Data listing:

# # # #

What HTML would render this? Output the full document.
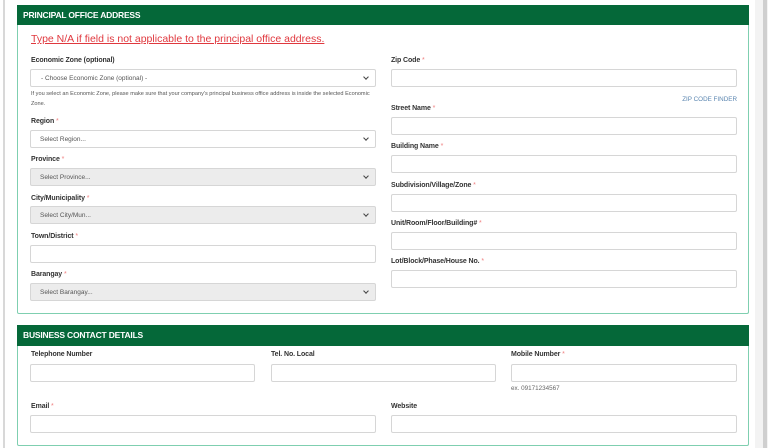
<!DOCTYPE html>
<html><head><meta charset="utf-8"><style>
*{box-sizing:border-box;margin:0;padding:0}
body{width:768px;height:448px;background:#fff;position:relative;overflow:hidden;font-family:"Liberation Sans",sans-serif;}
.a{position:absolute}
.hd{position:absolute;left:17px;width:732px;background:#056839;color:#fff;font-weight:bold;font-size:8.5px;padding-left:6px;letter-spacing:-0.2px}
.pn{position:absolute;left:17px;width:732px;border:1px solid #7fcfb0;border-top:none;border-radius:0 0 2px 2px}
.lb{position:absolute;font-size:7px;font-weight:bold;color:#333;letter-spacing:-0.1px}
.lb i{color:#f08080;font-style:normal;font-weight:normal}
.in{position:absolute;height:18px;border:1px solid #d6d6d6;background:#fff;border-radius:2px}
.sel{position:absolute;height:18px;border:1px solid #d6d6d6;background:#fff;font-size:6.5px;color:#555;padding:5px 0 0 9px;border-radius:2px}
.sel.g{background:#ececec}
.sel:after{content:"";position:absolute;right:7px;top:5px;width:3px;height:3px;border-right:1.2px solid #444;border-bottom:1.2px solid #444;transform:rotate(45deg)}
</style></head><body>
<div class="a" style="left:3px;top:0;width:2px;height:448px;background:#d8d8d8"></div>
<div class="a" style="left:755px;top:0;width:13px;height:448px;background:#f3f3f3"></div>
<div class="a" style="left:763px;top:0;width:4px;height:448px;background:#cfcfcf"></div>

<div class="hd" style="top:5px;height:20px;line-height:20px">PRINCIPAL OFFICE ADDRESS</div>
<div class="pn" style="top:25px;height:289px"></div>
<div class="a" style="left:31px;top:33px;font-size:10.5px;color:#e0383e;text-decoration:underline">Type N/A if field is not applicable to the principal office address.</div>

<div class="lb" style="left:31px;top:57px">Economic Zone (optional)</div>
<div class="sel" style="left:30px;top:69px;width:346px;padding-left:10px">- Choose Economic Zone (optional) -</div>
<div class="a" style="left:31px;top:89px;font-size:5.6px;color:#555;line-height:10px;width:346px">If you select an Economic Zone, please make sure that your company's principal business office address is inside the selected Economic Zone.</div>
<div class="lb" style="left:31px;top:118px">Region <i>*</i></div>
<div class="sel" style="left:30px;top:130px;width:346px">Select Region...</div>
<div class="lb" style="left:31px;top:156px">Province <i>*</i></div>
<div class="sel g" style="left:30px;top:168px;width:346px">Select Province...</div>
<div class="lb" style="left:31px;top:195px">City/Municipality <i>*</i></div>
<div class="sel g" style="left:30px;top:206px;width:346px">Select City/Mun...</div>
<div class="lb" style="left:31px;top:233px">Town/District <i>*</i></div>
<div class="in" style="left:30px;top:245px;width:346px"></div>
<div class="lb" style="left:31px;top:271px">Barangay <i>*</i></div>
<div class="sel g" style="left:30px;top:283px;width:346px">Select Barangay...</div>

<div class="lb" style="left:391px;top:57px">Zip Code <i>*</i></div>
<div class="in" style="left:391px;top:69px;width:346px"></div>
<div class="a" style="left:600px;width:137px;text-align:right;top:96px;font-size:6.3px;color:#5b86b0">ZIP CODE FINDER</div>
<div class="lb" style="left:391px;top:105px">Street Name <i>*</i></div>
<div class="in" style="left:391px;top:117px;width:346px"></div>
<div class="lb" style="left:391px;top:143px">Building Name <i>*</i></div>
<div class="in" style="left:391px;top:155px;width:346px"></div>
<div class="lb" style="left:391px;top:182px">Subdivision/Village/Zone <i>*</i></div>
<div class="in" style="left:391px;top:194px;width:346px"></div>
<div class="lb" style="left:391px;top:220px">Unit/Room/Floor/Building# <i>*</i></div>
<div class="in" style="left:391px;top:232px;width:346px"></div>
<div class="lb" style="left:391px;top:258px">Lot/Block/Phase/House No. <i>*</i></div>
<div class="in" style="left:391px;top:270px;width:346px"></div>

<div class="hd" style="top:325px;height:21px;line-height:21px">BUSINESS CONTACT DETAILS</div>
<div class="pn" style="top:346px;height:100px"></div>
<div class="lb" style="left:31px;top:351px">Telephone Number</div>
<div class="in" style="left:30px;top:364px;width:225px"></div>
<div class="lb" style="left:271px;top:351px">Tel. No. Local</div>
<div class="in" style="left:271px;top:364px;width:225px"></div>
<div class="lb" style="left:511px;top:351px">Mobile Number <i>*</i></div>
<div class="in" style="left:511px;top:364px;width:226px"></div>
<div class="a" style="left:511px;top:385px;font-size:6.3px;color:#666">ex. 09171234567</div>
<div class="lb" style="left:31px;top:403px">Email <i>*</i></div>
<div class="in" style="left:30px;top:415px;width:346px"></div>
<div class="lb" style="left:391px;top:403px">Website</div>
<div class="in" style="left:391px;top:415px;width:346px"></div>
</body></html>
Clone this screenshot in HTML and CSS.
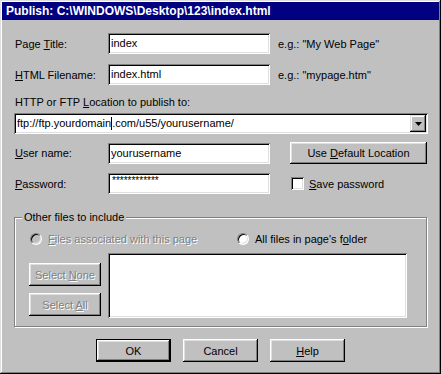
FILE: index.html
```html
<!DOCTYPE html>
<html>
<head>
<meta charset="utf-8">
<title>Publish</title>
<link rel="stylesheet" href="styles.css">
</head>
<body>
<div class="window">
  <div class="titlebar">Publish: C:\WINDOWS\Desktop\123\index.html</div>
  <div class="content">
    <div class="row r1">
      <span class="label">Page <u>T</u>itle:</span>
      <div class="field">index</div>
      <span class="hint">e.g.: "My Web Page"</span>
    </div>
    <div class="row r2">
      <span class="label"><u>H</u>TML Filename:</span>
      <div class="field">index.html</div>
      <span class="hint">e.g.: "mypage.htm"</span>
    </div>
    <div class="loclabel">HTTP or FTP <u>L</u>ocation to publish to:</div>
    <div class="combo">
      <div class="combo-text">ftp://ftp.yourdomain<span class="caret"></span>.com/u55/yourusername/</div>
      <div class="combo-btn">
        <svg width="7" height="4" viewBox="0 0 7 4"><path d="M0 0h7L3.5 4z" fill="#000"/></svg>
      </div>
    </div>
    <div class="row r3">
      <span class="label"><u>U</u>ser name:</span>
      <div class="field">yourusername</div>
      <button class="btn btn-default-loc">Use <u>D</u>efault Location</button>
    </div>
    <div class="row r4">
      <span class="label"><u>P</u>assword:</span>
      <div class="field pw">************</div>
      <span class="check"></span>
      <span class="check-label"><u>S</u>ave password</span>
    </div>
    <div class="group">
      <span class="legend">Other files to include</span>
      <div class="radios">
        <div class="radio-item first">
          <span class="radio disabled"></span>
          <span class="dis"><u>F</u>iles associated with this page</span>
        </div>
        <div class="radio-item">
          <span class="radio"></span>
          <span>All files in page's f<u>o</u>lder</span>
        </div>
      </div>
      <div class="lower">
        <div class="sidebtns">
          <button class="btn small dis">Select <u>N</u>one</button>
          <button class="btn small dis">Select <u>A</u>ll</button>
        </div>
        <div class="listbox"></div>
      </div>
    </div>
  </div>
  <div class="footer">
    <button class="btn foot default">OK</button>
    <button class="btn foot">Cancel</button>
    <button class="btn foot"><u>H</u>elp</button>
  </div>
</div>
</body>
</html>
```
FILE: styles.css
```css
html, body {
  margin: 0;
  padding: 0;
  background: #c0c0c0;
}
body {
  font-family: "Liberation Sans", Arial, sans-serif;
  font-size: 11px;
  color: #000;
}
u { text-decoration: underline; text-underline-offset: 1px; }

.window {
  width: 441px;
  height: 374px;
  box-sizing: border-box;
  background: #c0c0c0;
  padding: 2px 2px 2px 2px;
  box-shadow: inset -1px -1px #000, inset 1px 1px #dfdfdf, inset -2px -2px #808080, inset 2px 2px #fff;
}
.titlebar {
  height: 18px;
  background: #000080;
  color: #fff;
  font-weight: bold;
  font-size: 12px;
  line-height: 18px;
  padding-left: 4px;
  white-space: nowrap;
}
.content {
  padding-left: 13px;
}
.row {
  display: flex;
  align-items: center;
  height: 21px;
}
.r1 { margin-top: 13px; }
.r2 { margin-top: 10px; }
.r3 { margin-top: 8px; height: 22px; }
.r4 { margin-top: 9px; }
.label { width: 93px; white-space: nowrap; }
.field {
  width: 162px;
  height: 21px;
  box-sizing: border-box;
  background: #fff;
  padding: 0 3px;
  line-height: 20px;
  white-space: nowrap;
  box-shadow: inset 1px 1px #808080, inset -1px -1px #fff, inset 2px 2px #000, inset -2px -2px #dfdfdf;
}
.field.pw {
  font-size: 10px;
  line-height: 16px;
  padding-left: 4px;
}
.hint { margin-left: 8px; white-space: nowrap; }
.loclabel {
  margin-top: 11px;
  height: 13px;
  line-height: 13px;
}
.combo {
  margin-top: 4px;
  margin-left: -1px;
  width: 414px;
  height: 21px;
  box-sizing: border-box;
  background: #fff;
  display: flex;
  align-items: center;
  justify-content: space-between;
  padding: 2px;
  box-shadow: inset 1px 1px #808080, inset -1px -1px #fff, inset 2px 2px #000, inset -2px -2px #dfdfdf;
}
.combo-text {
  padding-left: 1px;
  line-height: 17px;
  white-space: nowrap;
}
.caret {
  display: inline-block;
  width: 1px;
  height: 13px;
  background: #000;
  vertical-align: -3px;
}
.combo-btn {
  width: 16px;
  height: 17px;
  box-sizing: border-box;
  background: #c0c0c0;
  display: flex;
  align-items: center;
  justify-content: center;
  box-shadow: inset -1px -1px #000, inset 1px 1px #dfdfdf, inset -2px -2px #808080, inset 2px 2px #fff;
}
.btn {
  font-family: "Liberation Sans", Arial, sans-serif;
  font-size: 11px;
  color: #000;
  background: #c0c0c0;
  border: none;
  margin: 0;
  padding: 0;
  box-sizing: border-box;
  box-shadow: inset -1px -1px #000, inset 1px 1px #fff, inset -2px -2px #808080, inset 2px 2px #dfdfdf;
}
.btn-default-loc {
  margin-left: 20px;
  width: 137px;
  height: 22px;
}
.check {
  margin-left: 21px;
  width: 13px;
  height: 13px;
  box-sizing: border-box;
  background: #fff;
  box-shadow: inset 1px 1px #808080, inset -1px -1px #fff, inset 2px 2px #000, inset -2px -2px #dfdfdf;
}
.check-label { margin-left: 5px; }

.group {
  position: relative;
  margin-top: 23px;
  margin-left: -1px;
  width: 413px;
  height: 110px;
  box-sizing: border-box;
  border: 1px solid #808080;
  box-shadow: inset 1px 1px #fff, 1px 1px #fff;
  padding-left: 14px;
}
.legend {
  position: absolute;
  left: 7px;
  top: -7px;
  padding: 0 2px;
  background: #c0c0c0;
  line-height: 13px;
}
.radios {
  margin-top: 14px;
  margin-left: 1px;
  display: flex;
  height: 13px;
  align-items: center;
}
.radio-item {
  display: flex;
  align-items: center;
  gap: 6px;
  white-space: nowrap;
}
.radio-item.first { width: 207px; }
.radio {
  width: 12px;
  height: 12px;
  box-sizing: border-box;
  border-radius: 50%;
  background: #fff;
  border: 1px solid;
  border-color: #808080 #fff #fff #808080;
  box-shadow: inset 1px 1px #000, inset -1px -1px #dfdfdf;
}
.radio.disabled { background: #c0c0c0; }
.dis {
  color: #808080;
  text-shadow: 1px 1px 0 #fff;
}
.lower {
  display: flex;
  margin-top: 8px;
}
.sidebtns {
  display: flex;
  flex-direction: column;
  gap: 7px;
  margin-top: 10px;
  width: 72px;
}
.btn.small {
  width: 72px;
  height: 23px;
}
.listbox {
  margin-left: 7px;
  width: 299px;
  height: 65px;
  box-sizing: border-box;
  background: #fff;
  box-shadow: inset 1px 1px #808080, inset -1px -1px #fff, inset 2px 2px #000, inset -2px -2px #dfdfdf;
}
.footer {
  margin-top: 12px;
  display: flex;
  justify-content: center;
  gap: 12px;
}
.btn.foot {
  width: 75px;
  height: 23px;
}
.btn.default {
  box-shadow: inset 0 0 0 1px #000, inset -2px -2px #000, inset 2px 2px #fff, inset -3px -3px #808080, inset 3px 3px #dfdfdf;
}
```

# # # #

Take every line from the records above that has the word "this" and copy it.

What HTML would render this? Output the full document.
Clone this screenshot in HTML and CSS.
          <span class="dis"><u>F</u>iles associated with this page</span>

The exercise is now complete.